**Required task:** The lines to extract run from the first line of the material below to the line containing "const RED = '#e0111b'", both included; leave the pictures behind.

>> START Available data

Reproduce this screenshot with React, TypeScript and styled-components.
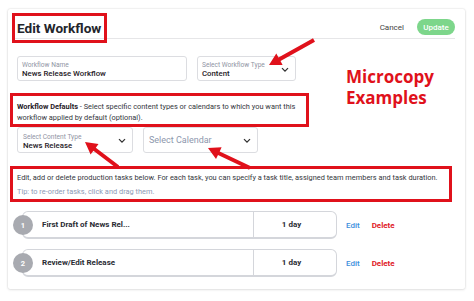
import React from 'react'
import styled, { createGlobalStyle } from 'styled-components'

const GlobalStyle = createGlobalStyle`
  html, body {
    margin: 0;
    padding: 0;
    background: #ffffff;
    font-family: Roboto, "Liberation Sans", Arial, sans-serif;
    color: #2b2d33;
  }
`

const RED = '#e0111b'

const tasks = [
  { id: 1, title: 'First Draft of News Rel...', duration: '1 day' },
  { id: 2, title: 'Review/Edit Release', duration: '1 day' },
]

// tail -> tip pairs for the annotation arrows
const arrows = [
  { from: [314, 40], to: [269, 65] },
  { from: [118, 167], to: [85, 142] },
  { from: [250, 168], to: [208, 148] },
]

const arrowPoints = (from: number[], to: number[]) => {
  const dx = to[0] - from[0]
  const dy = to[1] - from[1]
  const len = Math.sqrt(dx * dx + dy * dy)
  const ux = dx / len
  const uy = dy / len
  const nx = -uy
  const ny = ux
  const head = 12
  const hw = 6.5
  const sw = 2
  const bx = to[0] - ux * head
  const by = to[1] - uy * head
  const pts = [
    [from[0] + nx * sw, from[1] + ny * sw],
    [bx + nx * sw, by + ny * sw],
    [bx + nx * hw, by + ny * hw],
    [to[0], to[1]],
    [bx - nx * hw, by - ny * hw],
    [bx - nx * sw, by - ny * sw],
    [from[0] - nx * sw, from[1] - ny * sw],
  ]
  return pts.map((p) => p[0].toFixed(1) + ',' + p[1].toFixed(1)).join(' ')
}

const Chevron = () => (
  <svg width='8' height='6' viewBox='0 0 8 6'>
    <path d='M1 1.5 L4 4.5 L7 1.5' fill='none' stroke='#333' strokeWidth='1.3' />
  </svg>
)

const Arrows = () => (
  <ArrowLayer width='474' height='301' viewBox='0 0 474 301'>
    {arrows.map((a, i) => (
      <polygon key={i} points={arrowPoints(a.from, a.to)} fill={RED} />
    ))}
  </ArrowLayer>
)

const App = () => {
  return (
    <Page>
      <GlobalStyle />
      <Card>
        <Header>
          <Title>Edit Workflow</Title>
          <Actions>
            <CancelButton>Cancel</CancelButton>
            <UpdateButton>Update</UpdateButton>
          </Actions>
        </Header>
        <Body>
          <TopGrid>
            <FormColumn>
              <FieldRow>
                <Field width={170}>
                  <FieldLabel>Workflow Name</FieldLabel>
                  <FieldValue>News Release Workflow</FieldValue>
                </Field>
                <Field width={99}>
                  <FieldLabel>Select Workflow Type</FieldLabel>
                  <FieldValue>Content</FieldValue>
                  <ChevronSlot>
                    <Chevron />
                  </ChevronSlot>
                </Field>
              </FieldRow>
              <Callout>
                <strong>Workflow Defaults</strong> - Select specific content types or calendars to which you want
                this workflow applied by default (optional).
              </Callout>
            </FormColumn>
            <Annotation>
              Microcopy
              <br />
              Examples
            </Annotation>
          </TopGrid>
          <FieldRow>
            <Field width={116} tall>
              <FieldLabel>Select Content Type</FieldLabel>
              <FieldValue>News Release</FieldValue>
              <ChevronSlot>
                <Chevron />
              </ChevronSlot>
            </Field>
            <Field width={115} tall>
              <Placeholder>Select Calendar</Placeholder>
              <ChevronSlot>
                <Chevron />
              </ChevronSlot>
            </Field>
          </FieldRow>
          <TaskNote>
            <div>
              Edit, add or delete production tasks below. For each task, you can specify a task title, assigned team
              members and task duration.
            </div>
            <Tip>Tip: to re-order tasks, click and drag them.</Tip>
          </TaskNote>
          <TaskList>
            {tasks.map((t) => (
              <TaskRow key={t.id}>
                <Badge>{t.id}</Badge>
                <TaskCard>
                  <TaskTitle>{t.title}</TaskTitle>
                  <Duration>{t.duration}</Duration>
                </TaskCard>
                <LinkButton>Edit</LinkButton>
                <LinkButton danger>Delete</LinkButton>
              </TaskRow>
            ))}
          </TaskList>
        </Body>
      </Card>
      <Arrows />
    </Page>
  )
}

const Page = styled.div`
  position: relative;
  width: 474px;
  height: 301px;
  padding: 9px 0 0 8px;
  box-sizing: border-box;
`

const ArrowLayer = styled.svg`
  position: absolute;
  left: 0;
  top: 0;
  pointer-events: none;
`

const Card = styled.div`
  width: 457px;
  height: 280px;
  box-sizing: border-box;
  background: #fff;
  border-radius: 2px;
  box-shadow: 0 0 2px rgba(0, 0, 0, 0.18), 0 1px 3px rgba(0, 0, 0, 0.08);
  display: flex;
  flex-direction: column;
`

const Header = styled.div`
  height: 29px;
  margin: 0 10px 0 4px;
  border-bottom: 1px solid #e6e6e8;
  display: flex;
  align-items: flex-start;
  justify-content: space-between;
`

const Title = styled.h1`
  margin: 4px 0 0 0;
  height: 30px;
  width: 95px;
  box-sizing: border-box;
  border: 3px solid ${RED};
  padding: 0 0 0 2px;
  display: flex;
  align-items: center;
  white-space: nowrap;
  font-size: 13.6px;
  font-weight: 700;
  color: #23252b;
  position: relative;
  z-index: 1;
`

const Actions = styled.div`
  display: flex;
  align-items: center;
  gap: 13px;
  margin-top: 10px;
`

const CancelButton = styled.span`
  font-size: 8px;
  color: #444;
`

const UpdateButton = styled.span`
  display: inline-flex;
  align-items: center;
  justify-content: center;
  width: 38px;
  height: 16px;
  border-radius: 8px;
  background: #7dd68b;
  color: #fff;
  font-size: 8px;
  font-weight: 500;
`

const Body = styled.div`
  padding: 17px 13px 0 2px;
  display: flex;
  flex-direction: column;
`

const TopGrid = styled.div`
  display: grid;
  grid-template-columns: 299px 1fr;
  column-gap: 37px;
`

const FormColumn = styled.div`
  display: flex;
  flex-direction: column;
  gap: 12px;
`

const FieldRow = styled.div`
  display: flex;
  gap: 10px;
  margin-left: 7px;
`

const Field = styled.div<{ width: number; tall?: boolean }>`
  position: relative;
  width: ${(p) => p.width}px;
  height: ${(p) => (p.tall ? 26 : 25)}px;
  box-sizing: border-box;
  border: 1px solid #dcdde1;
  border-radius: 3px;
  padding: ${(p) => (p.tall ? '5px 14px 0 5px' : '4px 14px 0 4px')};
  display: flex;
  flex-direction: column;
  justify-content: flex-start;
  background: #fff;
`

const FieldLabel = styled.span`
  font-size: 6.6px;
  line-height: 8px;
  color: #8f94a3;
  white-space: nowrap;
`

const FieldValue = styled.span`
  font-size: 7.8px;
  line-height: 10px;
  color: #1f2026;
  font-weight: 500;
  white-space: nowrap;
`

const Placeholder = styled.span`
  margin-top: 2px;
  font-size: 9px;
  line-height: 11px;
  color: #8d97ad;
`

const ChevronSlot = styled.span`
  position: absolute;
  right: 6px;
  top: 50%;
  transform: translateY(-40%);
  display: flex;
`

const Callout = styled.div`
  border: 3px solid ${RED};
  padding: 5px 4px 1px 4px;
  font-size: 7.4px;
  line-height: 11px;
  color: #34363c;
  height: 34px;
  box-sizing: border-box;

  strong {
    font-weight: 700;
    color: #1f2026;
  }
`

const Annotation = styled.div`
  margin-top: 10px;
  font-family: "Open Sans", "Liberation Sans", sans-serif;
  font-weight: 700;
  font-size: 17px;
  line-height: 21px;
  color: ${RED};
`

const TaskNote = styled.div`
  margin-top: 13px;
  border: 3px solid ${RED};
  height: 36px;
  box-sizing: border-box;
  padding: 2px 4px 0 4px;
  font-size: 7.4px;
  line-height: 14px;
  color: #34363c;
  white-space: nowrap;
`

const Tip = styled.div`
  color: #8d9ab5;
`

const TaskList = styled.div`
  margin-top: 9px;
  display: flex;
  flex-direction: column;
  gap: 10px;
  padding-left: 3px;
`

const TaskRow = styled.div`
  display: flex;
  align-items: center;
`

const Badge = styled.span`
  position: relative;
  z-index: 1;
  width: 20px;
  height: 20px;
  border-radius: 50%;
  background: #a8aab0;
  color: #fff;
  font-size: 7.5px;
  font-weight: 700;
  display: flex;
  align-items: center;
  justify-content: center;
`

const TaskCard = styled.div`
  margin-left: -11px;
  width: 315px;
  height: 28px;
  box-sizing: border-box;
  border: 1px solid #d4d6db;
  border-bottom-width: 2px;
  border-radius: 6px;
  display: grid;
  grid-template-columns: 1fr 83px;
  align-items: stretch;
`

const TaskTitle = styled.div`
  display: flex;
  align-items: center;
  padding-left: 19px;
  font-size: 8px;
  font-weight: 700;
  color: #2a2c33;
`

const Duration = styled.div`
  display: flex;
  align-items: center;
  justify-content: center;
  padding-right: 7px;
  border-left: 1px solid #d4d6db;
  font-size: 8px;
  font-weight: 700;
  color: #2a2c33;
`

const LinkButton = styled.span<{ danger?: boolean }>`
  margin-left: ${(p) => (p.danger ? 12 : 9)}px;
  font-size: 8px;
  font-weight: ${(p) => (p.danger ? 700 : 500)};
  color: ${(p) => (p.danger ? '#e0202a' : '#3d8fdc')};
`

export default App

>> END Available data

**Response below:**
Reproduce this screenshot with React, TypeScript and styled-components.
import React from 'react'
import styled, { createGlobalStyle } from 'styled-components'

const GlobalStyle = createGlobalStyle`
  html, body {
    margin: 0;
    padding: 0;
    background: #ffffff;
    font-family: Roboto, "Liberation Sans", Arial, sans-serif;
    color: #2b2d33;
  }
`

const RED = '#e0111b'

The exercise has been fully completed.